L’aventure donne une topographie et un aspect particuliers pour chacun des textes. L’unité du livre est continuellement cassée et chacun des poèmes s’impose par sa provenance ou sa source mécanique. Voilà la première partie de «Mélanie Saint-Laurent». Une présentation, toujours en page de gauche, respecte le travail initial, corrections et ratures comprises et suggère la naissance du texte.

Épopée


Le lecteur est convié à plonger dans l’étrange épopée de Mélanie Saint-Laurent, à rencontrer sa mère et ses pères successifs qui n’ont pas que des attentions paternelles. Deux amis également. Cinquante textes environ, des poèmes inégaux, des éclats intéressants, mais le plus souvent insignifiants. Avec en plus, une glose qui nous expulse du texte à chaque détour. Une lecture toujours à recommencer. Comme à la télévision avec ses couperets publicitaires.
«Son dentier lui décolle systématiquement des gencives
Quéclaque quéclaque quéclaque
À quoi je lui grogne de la répugnance
L’homme se gratte la gerçure avec un coupe-ongle
J’aspire donc à lui ramener la nuque au menton.»
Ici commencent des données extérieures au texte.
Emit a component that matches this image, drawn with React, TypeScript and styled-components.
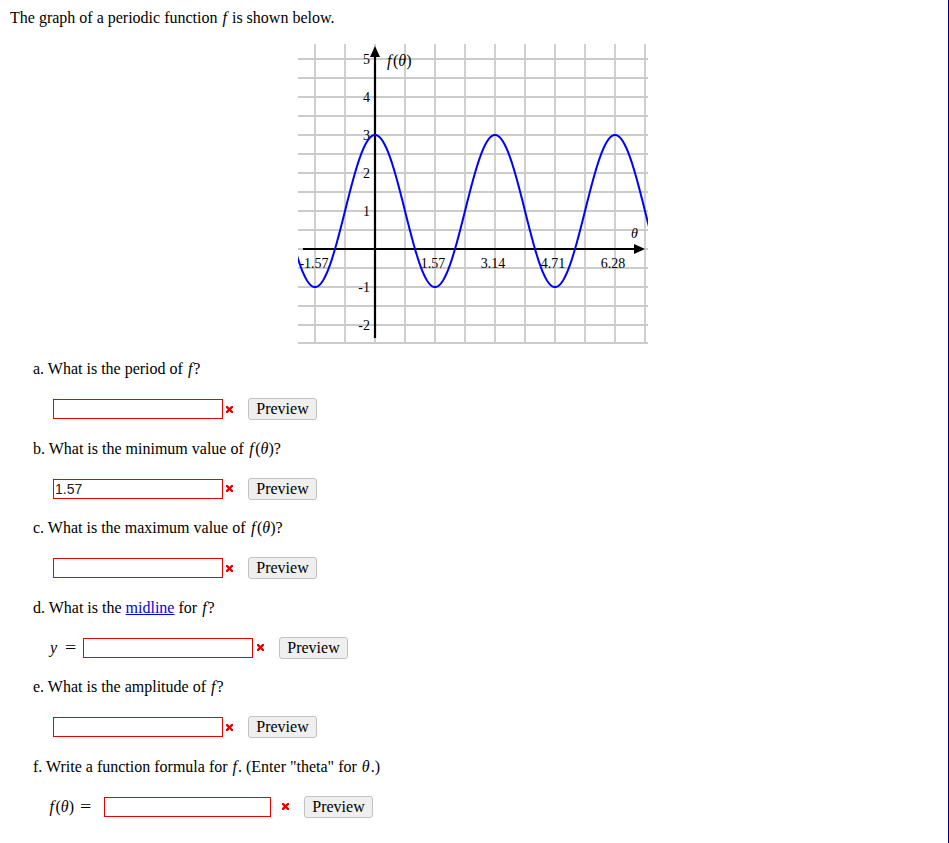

Au centre, un texte plus soutenu où Mélanie règle ses comptes. Encore là, les fioritures font de cette prose une course à obstacles. La glose ferme la traversée.
Yves Boisvert ne semble plus croire à l’écriture et il se noie dans l’artifice depuis un bon moment. On peut glaner, s’amuser ici et là dans «Mélanie Saint-Laurent» mais autant renoncer à toute lecture. Peut-être est-ce là ce que recherche l’auteur… Dérouter le lecteur, le malmener et l’empêcher de vivre l’expérience de la lecture? Un gros livre indigeste même si, visuellement, il demeure attirant. Mais suffit-il à un livre d’être un bel objet? Allons-nous vers des formes ou nous parlerons d’objets à caractère littéraire? Bien sûr, il s’agit d’un livre d’art mais faut-il pour autant en évacuer le sens? Étrange entreprise…

«Mélanie Saint-Laurent» d’Yves Boisvert et Dyane Gagnon a été publié aux Éditions d’art Le Sabord, collection Carré magique.